Web page code records:
— begin —

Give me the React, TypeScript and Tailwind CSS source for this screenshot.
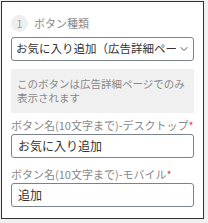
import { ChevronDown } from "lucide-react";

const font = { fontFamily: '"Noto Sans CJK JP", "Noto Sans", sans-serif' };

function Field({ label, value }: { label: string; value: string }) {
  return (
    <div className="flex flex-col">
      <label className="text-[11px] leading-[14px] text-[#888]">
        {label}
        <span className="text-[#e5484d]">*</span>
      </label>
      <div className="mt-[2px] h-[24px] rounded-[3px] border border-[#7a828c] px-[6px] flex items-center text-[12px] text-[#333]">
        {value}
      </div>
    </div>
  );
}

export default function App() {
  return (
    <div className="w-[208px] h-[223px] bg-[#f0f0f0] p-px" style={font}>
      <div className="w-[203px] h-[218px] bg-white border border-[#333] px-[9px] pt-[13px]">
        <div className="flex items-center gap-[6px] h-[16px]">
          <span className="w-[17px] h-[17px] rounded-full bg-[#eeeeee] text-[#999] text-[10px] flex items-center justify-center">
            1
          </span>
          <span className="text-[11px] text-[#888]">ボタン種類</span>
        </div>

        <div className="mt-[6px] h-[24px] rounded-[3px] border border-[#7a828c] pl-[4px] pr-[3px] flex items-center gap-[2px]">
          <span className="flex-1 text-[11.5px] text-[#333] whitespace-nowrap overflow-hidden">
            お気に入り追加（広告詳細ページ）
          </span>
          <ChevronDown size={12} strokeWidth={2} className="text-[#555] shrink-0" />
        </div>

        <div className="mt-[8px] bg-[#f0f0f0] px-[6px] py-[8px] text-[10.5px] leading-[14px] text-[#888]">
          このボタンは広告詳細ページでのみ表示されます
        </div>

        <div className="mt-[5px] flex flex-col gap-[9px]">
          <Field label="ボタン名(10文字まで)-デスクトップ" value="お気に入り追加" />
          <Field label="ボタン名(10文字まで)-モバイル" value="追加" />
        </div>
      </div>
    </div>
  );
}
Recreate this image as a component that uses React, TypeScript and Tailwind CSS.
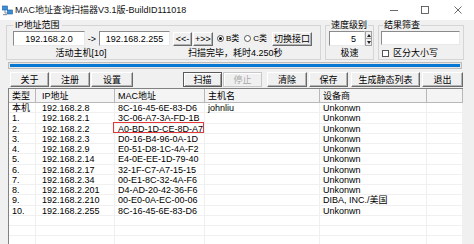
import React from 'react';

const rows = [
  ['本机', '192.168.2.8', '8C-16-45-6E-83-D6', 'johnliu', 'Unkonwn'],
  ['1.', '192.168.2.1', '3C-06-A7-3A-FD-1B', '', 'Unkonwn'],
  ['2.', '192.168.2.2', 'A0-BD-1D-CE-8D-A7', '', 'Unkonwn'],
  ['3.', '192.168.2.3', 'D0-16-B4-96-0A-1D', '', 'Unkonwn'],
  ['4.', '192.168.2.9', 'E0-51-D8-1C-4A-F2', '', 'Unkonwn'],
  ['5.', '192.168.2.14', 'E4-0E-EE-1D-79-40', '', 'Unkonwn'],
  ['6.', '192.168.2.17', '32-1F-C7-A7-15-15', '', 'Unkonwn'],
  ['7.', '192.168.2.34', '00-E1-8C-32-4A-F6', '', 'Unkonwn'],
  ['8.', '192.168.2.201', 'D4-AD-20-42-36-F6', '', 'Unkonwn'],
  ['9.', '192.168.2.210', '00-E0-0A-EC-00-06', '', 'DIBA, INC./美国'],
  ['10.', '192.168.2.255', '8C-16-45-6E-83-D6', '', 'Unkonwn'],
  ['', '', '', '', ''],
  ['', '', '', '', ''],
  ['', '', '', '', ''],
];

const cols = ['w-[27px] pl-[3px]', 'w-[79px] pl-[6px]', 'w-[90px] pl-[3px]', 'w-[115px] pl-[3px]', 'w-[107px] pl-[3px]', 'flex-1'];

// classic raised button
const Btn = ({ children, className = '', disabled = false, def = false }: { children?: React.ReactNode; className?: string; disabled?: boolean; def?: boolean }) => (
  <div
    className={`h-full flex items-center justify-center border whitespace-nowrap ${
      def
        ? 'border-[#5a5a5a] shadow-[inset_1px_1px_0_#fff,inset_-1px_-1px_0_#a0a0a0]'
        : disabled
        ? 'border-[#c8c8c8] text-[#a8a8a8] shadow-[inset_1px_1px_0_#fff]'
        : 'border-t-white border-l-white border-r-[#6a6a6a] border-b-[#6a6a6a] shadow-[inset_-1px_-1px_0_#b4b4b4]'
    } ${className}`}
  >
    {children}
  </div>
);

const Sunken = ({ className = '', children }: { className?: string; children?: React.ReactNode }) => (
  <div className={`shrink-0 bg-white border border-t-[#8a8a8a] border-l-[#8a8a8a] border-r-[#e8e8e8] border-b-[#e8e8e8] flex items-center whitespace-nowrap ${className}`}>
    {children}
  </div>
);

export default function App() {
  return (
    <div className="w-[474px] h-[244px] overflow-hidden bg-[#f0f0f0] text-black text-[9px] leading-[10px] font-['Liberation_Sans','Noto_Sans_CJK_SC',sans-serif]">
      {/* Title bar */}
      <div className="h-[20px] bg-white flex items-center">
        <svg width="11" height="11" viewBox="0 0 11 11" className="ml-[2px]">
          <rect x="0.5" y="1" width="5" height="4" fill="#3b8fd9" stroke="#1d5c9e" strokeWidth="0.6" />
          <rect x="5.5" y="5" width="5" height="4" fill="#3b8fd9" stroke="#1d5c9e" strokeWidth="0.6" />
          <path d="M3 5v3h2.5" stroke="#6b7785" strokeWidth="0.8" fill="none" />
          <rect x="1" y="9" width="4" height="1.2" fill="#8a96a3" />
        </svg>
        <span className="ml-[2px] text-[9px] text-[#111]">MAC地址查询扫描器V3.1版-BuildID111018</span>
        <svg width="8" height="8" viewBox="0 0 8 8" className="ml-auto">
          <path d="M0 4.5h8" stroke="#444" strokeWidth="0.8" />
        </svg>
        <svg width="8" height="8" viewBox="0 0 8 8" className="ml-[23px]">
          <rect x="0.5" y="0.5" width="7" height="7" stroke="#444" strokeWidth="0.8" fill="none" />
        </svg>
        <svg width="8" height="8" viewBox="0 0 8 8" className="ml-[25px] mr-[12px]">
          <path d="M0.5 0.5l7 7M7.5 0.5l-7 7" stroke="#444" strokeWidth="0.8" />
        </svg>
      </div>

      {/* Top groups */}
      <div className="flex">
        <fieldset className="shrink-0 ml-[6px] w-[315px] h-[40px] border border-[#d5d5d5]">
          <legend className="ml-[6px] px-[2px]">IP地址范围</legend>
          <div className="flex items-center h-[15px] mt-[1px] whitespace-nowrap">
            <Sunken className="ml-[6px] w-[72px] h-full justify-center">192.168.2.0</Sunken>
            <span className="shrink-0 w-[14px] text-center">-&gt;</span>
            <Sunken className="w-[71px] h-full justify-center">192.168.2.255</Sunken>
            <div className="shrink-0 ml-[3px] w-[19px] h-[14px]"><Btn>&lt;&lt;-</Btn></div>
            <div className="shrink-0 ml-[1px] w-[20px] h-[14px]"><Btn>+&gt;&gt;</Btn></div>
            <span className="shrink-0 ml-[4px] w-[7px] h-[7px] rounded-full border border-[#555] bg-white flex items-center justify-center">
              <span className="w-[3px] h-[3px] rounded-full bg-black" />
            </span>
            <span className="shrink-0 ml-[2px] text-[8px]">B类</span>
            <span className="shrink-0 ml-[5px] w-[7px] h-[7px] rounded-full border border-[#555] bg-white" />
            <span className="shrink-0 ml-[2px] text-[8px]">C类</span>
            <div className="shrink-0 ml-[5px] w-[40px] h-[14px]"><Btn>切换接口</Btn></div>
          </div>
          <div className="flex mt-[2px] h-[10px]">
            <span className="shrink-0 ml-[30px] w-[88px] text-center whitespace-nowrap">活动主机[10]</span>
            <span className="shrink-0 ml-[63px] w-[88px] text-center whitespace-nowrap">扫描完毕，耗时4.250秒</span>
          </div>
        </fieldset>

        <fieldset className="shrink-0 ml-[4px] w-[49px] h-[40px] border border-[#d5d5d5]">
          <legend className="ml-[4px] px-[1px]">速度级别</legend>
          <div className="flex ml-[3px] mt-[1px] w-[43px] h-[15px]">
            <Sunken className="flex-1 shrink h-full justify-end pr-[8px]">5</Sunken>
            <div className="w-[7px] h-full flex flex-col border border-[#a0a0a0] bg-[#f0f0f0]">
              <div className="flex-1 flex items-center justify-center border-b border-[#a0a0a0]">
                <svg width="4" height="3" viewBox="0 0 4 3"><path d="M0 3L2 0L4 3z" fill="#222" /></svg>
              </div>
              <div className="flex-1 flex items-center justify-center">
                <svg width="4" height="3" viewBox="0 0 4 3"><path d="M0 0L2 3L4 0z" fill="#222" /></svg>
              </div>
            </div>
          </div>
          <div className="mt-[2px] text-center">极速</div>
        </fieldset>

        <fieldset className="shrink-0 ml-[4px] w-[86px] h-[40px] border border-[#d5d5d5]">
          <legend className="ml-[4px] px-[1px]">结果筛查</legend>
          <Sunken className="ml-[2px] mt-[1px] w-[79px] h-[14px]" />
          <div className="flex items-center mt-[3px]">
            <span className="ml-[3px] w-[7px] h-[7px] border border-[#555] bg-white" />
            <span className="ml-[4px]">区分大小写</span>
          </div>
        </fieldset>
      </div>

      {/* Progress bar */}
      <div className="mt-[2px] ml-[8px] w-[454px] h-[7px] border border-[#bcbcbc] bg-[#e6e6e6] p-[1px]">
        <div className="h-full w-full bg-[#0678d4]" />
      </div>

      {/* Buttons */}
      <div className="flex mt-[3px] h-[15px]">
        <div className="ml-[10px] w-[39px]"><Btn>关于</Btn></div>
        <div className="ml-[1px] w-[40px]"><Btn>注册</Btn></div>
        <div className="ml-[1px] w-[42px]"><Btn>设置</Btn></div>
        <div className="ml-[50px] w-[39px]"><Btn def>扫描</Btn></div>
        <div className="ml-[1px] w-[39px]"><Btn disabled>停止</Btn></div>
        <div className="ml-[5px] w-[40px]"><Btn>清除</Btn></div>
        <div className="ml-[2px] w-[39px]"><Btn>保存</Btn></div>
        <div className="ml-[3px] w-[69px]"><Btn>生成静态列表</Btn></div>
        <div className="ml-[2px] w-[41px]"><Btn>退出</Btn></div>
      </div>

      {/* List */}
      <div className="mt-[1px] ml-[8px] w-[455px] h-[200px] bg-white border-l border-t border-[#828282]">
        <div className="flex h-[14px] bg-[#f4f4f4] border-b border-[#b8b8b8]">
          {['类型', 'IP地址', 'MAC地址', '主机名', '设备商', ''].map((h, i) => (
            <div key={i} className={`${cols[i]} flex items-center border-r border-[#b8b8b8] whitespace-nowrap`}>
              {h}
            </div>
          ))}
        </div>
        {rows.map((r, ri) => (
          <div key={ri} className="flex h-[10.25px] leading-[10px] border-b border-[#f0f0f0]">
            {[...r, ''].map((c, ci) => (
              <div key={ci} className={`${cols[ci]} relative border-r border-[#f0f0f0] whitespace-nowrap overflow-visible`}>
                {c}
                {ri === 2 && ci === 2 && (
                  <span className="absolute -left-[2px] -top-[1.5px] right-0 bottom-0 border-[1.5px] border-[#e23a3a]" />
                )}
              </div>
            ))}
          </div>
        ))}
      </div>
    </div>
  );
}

— end —
— begin —

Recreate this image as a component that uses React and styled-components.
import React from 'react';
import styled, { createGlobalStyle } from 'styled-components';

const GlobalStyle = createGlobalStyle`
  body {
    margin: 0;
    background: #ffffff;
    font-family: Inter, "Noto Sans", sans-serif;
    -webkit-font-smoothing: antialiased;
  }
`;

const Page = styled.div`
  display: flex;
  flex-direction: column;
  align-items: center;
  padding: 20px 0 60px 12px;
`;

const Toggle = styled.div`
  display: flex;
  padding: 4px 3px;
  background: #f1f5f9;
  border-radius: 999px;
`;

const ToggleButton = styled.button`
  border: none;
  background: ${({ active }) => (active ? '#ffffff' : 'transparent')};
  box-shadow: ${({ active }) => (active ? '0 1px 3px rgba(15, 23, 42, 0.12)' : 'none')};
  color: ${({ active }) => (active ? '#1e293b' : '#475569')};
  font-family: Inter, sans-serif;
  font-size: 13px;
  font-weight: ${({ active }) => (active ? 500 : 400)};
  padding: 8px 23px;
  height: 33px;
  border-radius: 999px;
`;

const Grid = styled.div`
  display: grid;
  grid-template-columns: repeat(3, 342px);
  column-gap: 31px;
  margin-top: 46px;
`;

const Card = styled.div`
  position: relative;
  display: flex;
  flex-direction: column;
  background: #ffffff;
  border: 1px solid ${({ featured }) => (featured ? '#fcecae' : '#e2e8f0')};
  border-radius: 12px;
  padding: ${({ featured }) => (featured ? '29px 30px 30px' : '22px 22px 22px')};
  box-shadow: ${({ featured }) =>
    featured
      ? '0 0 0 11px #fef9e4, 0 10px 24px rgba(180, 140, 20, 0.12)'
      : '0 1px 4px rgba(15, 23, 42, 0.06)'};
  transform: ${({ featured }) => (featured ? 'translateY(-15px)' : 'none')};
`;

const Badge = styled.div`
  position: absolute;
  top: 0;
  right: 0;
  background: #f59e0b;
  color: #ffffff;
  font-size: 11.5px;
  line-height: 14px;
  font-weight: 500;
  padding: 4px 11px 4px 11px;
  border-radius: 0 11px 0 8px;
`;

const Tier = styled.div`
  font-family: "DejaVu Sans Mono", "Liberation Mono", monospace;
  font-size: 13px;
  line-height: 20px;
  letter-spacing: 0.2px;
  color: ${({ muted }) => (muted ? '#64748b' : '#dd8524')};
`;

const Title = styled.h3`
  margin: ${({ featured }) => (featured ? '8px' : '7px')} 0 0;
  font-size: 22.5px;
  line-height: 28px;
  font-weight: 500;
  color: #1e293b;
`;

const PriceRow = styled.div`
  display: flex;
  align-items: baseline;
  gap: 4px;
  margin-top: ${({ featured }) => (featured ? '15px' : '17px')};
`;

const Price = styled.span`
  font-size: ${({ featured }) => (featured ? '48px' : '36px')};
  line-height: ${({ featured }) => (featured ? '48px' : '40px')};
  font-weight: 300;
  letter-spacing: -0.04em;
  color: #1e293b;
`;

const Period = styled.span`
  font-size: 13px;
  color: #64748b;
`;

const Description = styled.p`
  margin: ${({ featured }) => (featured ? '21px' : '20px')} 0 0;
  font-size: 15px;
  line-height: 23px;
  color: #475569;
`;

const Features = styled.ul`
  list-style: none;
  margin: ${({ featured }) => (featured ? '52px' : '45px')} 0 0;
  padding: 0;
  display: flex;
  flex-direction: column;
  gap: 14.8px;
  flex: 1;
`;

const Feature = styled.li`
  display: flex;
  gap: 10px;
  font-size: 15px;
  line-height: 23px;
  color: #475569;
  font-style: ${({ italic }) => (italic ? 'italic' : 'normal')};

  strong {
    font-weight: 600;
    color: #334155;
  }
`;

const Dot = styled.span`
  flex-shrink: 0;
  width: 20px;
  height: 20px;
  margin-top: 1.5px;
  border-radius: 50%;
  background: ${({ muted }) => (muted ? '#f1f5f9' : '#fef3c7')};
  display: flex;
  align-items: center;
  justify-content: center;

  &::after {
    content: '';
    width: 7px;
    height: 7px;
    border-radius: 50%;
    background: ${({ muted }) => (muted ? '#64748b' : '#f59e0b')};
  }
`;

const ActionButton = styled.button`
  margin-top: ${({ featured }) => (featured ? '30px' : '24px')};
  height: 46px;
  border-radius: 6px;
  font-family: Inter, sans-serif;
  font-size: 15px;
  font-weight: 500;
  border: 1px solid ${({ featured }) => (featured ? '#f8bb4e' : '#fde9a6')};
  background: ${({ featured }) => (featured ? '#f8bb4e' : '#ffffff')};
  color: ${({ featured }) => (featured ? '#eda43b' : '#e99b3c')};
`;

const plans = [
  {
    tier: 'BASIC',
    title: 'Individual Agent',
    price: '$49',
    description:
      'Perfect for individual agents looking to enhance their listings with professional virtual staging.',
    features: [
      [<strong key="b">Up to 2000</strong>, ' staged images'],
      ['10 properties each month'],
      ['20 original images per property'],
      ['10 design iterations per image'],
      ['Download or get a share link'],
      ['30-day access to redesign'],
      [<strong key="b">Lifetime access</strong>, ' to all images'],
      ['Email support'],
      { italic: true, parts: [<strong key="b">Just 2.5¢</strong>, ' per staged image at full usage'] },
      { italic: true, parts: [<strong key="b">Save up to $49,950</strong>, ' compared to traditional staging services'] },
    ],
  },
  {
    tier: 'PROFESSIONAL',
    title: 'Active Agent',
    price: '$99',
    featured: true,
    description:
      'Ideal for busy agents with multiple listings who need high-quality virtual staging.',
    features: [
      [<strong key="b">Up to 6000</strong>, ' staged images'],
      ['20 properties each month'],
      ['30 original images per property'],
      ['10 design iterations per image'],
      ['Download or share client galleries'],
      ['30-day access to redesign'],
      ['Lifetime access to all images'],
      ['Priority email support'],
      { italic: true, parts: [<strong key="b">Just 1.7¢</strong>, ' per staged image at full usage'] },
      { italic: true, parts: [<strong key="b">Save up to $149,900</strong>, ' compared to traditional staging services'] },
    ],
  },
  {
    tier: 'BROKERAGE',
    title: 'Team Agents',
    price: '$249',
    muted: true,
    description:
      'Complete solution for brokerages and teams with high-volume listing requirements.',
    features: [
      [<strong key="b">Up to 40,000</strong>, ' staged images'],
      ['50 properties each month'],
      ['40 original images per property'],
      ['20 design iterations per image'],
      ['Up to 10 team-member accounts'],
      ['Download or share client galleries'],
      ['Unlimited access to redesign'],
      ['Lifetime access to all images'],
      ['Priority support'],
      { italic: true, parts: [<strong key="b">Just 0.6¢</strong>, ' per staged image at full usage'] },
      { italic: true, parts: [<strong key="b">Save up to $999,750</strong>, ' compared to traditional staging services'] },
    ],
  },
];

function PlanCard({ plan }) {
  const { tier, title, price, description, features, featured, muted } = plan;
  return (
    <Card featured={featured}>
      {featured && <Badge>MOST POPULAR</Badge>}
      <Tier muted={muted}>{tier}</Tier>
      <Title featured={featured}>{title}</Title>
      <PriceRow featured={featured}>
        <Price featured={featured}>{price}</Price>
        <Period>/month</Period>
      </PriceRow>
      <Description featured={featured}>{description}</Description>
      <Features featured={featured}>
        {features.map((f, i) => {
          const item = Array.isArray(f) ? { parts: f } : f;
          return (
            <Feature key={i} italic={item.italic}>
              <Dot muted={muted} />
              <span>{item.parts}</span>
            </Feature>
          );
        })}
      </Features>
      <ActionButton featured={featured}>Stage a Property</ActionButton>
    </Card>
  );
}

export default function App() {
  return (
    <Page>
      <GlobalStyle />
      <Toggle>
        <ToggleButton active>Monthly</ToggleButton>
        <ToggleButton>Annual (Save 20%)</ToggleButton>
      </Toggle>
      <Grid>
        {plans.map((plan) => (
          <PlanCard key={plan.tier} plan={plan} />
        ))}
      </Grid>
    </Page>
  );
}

— end —

THE REQUEST:
Using the entries above, transcribe every line from the line containing "Recreate this image as a component that uses React, TypeScript" through the line containing "const cols = ['w-[27px]". Do not copy pictures.

TASK RESPONSE:
Recreate this image as a component that uses React, TypeScript and Tailwind CSS.
import React from 'react';

const rows = [
  ['本机', '192.168.2.8', '8C-16-45-6E-83-D6', 'johnliu', 'Unkonwn'],
  ['1.', '192.168.2.1', '3C-06-A7-3A-FD-1B', '', 'Unkonwn'],
  ['2.', '192.168.2.2', 'A0-BD-1D-CE-8D-A7', '', 'Unkonwn'],
  ['3.', '192.168.2.3', 'D0-16-B4-96-0A-1D', '', 'Unkonwn'],
  ['4.', '192.168.2.9', 'E0-51-D8-1C-4A-F2', '', 'Unkonwn'],
  ['5.', '192.168.2.14', 'E4-0E-EE-1D-79-40', '', 'Unkonwn'],
  ['6.', '192.168.2.17', '32-1F-C7-A7-15-15', '', 'Unkonwn'],
  ['7.', '192.168.2.34', '00-E1-8C-32-4A-F6', '', 'Unkonwn'],
  ['8.', '192.168.2.201', 'D4-AD-20-42-36-F6', '', 'Unkonwn'],
  ['9.', '192.168.2.210', '00-E0-0A-EC-00-06', '', 'DIBA, INC./美国'],
  ['10.', '192.168.2.255', '8C-16-45-6E-83-D6', '', 'Unkonwn'],
  ['', '', '', '', ''],
  ['', '', '', '', ''],
  ['', '', '', '', ''],
];

const cols = ['w-[27px] pl-[3px]', 'w-[79px] pl-[6px]', 'w-[90px] pl-[3px]', 'w-[115px] pl-[3px]', 'w-[107px] pl-[3px]', 'flex-1'];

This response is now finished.